--- Begin SOURCE RECORDS ---

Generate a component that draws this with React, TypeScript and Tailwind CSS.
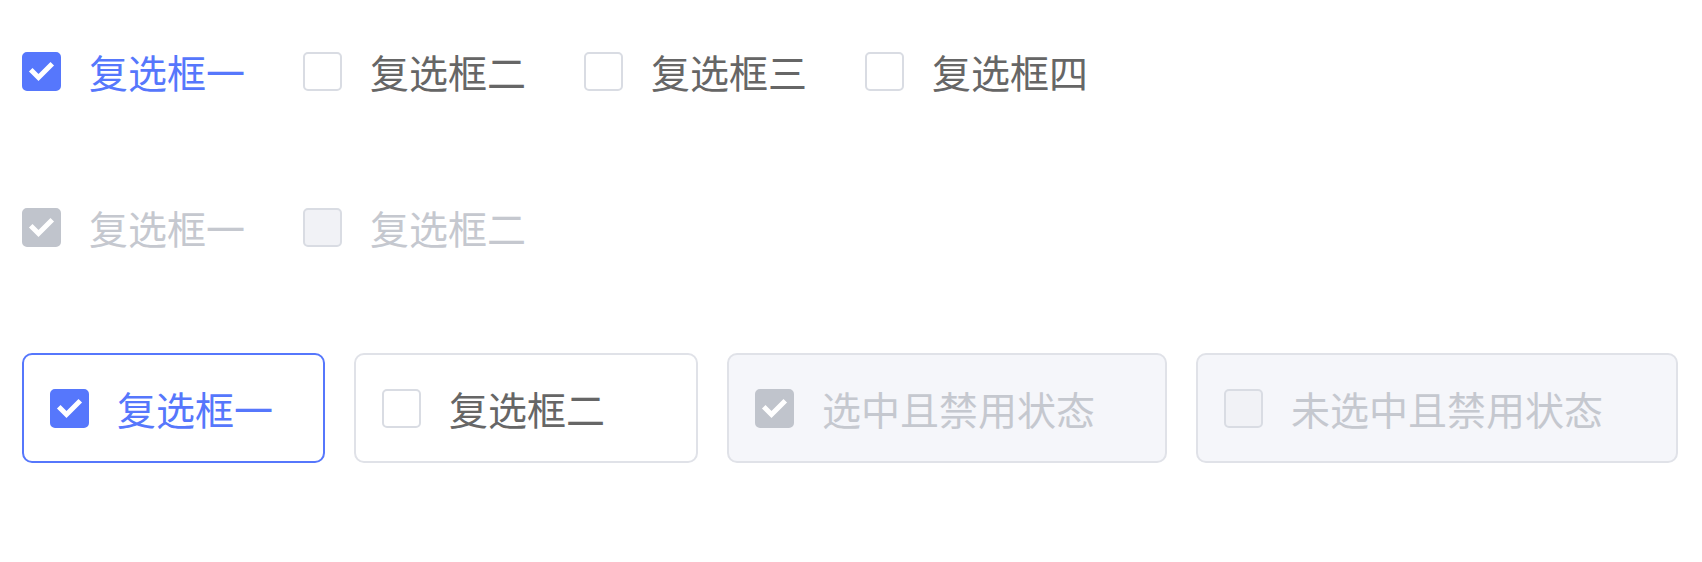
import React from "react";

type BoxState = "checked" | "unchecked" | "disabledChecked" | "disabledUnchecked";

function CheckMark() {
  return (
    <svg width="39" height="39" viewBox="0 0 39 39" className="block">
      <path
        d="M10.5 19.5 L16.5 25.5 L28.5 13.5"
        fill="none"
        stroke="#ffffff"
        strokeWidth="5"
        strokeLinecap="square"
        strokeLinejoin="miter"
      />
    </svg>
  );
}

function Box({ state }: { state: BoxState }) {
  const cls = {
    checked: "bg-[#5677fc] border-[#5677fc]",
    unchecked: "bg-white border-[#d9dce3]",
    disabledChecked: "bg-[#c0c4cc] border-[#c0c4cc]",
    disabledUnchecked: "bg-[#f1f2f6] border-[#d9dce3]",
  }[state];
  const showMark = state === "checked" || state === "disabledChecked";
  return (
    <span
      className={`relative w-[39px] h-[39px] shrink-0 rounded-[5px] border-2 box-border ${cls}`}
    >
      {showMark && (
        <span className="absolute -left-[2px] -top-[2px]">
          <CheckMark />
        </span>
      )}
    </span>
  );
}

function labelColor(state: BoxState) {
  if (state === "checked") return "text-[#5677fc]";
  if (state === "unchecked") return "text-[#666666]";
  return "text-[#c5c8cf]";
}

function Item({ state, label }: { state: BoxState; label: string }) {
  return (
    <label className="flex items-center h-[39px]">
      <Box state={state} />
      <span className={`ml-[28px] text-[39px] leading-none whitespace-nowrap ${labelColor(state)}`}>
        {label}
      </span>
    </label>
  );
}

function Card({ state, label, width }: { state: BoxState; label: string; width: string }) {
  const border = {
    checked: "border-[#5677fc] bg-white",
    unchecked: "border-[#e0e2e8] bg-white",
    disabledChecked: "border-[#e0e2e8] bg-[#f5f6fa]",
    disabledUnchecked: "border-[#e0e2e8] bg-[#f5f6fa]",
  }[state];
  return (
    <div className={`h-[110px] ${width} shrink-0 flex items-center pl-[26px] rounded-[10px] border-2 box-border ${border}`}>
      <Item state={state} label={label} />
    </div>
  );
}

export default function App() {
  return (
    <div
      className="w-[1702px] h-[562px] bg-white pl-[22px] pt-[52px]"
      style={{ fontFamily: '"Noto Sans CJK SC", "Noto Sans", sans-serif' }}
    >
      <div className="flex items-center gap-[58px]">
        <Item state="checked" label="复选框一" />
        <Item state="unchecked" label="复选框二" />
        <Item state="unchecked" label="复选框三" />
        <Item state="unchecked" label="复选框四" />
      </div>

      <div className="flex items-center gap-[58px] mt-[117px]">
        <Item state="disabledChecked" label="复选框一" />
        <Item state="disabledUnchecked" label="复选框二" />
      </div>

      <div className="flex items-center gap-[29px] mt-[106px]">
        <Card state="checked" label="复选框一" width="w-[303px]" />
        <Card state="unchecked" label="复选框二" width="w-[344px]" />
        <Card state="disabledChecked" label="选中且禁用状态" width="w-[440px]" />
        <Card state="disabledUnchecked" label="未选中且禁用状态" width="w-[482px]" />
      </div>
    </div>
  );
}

--- End SOURCE RECORDS ---
--- Begin SOURCE RECORDS ---

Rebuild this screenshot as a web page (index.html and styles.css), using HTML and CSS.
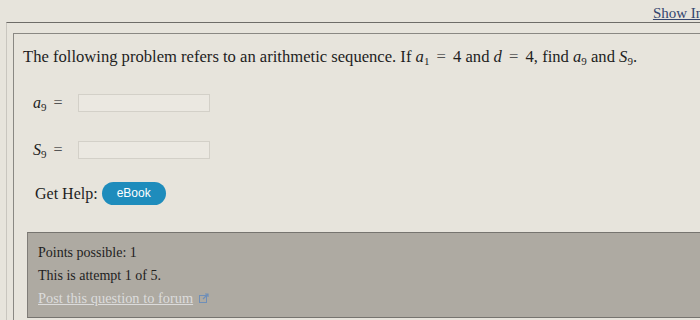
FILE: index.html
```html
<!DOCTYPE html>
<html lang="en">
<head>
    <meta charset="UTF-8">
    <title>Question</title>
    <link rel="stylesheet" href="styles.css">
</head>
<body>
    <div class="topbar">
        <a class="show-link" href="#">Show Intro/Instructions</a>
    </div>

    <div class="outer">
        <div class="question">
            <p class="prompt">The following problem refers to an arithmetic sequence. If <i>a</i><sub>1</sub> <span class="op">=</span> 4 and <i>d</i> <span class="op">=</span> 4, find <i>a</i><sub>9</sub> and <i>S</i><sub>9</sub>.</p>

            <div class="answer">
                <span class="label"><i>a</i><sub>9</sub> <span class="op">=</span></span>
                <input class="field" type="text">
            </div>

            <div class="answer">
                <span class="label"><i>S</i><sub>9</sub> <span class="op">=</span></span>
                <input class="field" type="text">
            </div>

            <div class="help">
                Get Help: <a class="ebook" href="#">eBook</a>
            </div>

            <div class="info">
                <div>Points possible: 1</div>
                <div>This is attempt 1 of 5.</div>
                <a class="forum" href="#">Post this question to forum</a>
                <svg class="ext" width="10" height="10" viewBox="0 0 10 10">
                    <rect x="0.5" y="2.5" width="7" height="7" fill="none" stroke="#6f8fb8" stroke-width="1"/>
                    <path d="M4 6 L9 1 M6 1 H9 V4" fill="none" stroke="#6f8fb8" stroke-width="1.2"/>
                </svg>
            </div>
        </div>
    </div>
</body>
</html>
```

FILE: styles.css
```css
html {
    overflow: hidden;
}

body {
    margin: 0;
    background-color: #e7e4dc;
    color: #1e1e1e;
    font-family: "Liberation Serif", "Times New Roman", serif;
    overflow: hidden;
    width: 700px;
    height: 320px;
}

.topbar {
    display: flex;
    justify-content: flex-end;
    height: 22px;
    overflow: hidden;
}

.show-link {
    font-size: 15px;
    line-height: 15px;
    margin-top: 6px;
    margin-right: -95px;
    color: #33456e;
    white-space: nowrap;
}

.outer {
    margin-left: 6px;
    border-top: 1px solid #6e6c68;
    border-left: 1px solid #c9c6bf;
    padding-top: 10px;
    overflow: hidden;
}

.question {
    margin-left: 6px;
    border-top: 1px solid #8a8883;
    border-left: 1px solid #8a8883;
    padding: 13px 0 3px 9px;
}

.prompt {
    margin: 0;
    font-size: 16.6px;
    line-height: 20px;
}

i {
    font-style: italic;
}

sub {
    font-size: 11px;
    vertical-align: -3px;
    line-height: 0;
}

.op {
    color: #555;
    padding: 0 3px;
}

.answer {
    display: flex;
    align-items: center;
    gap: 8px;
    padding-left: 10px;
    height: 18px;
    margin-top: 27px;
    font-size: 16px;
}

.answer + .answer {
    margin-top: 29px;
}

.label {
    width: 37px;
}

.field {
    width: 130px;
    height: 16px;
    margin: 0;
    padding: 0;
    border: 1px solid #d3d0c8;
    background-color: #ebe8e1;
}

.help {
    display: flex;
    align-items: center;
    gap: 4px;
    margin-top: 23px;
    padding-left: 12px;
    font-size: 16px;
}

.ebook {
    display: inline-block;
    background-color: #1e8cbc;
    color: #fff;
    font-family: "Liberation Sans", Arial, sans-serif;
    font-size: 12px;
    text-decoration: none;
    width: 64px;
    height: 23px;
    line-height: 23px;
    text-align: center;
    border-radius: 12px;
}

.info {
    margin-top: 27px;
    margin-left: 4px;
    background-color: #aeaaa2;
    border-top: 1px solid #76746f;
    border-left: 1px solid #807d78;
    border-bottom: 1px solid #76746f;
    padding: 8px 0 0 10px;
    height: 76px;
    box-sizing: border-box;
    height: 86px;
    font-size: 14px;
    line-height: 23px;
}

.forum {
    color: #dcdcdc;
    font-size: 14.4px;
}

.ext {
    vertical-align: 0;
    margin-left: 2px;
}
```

--- End SOURCE RECORDS ---

■ WRITTEN TASK ■
Collect each line of the entries that has the word "React", copying it in full.

■ ANSWER TO THE PROBLEM ■
Generate a component that draws this with React, TypeScript and Tailwind CSS.
import React from "react";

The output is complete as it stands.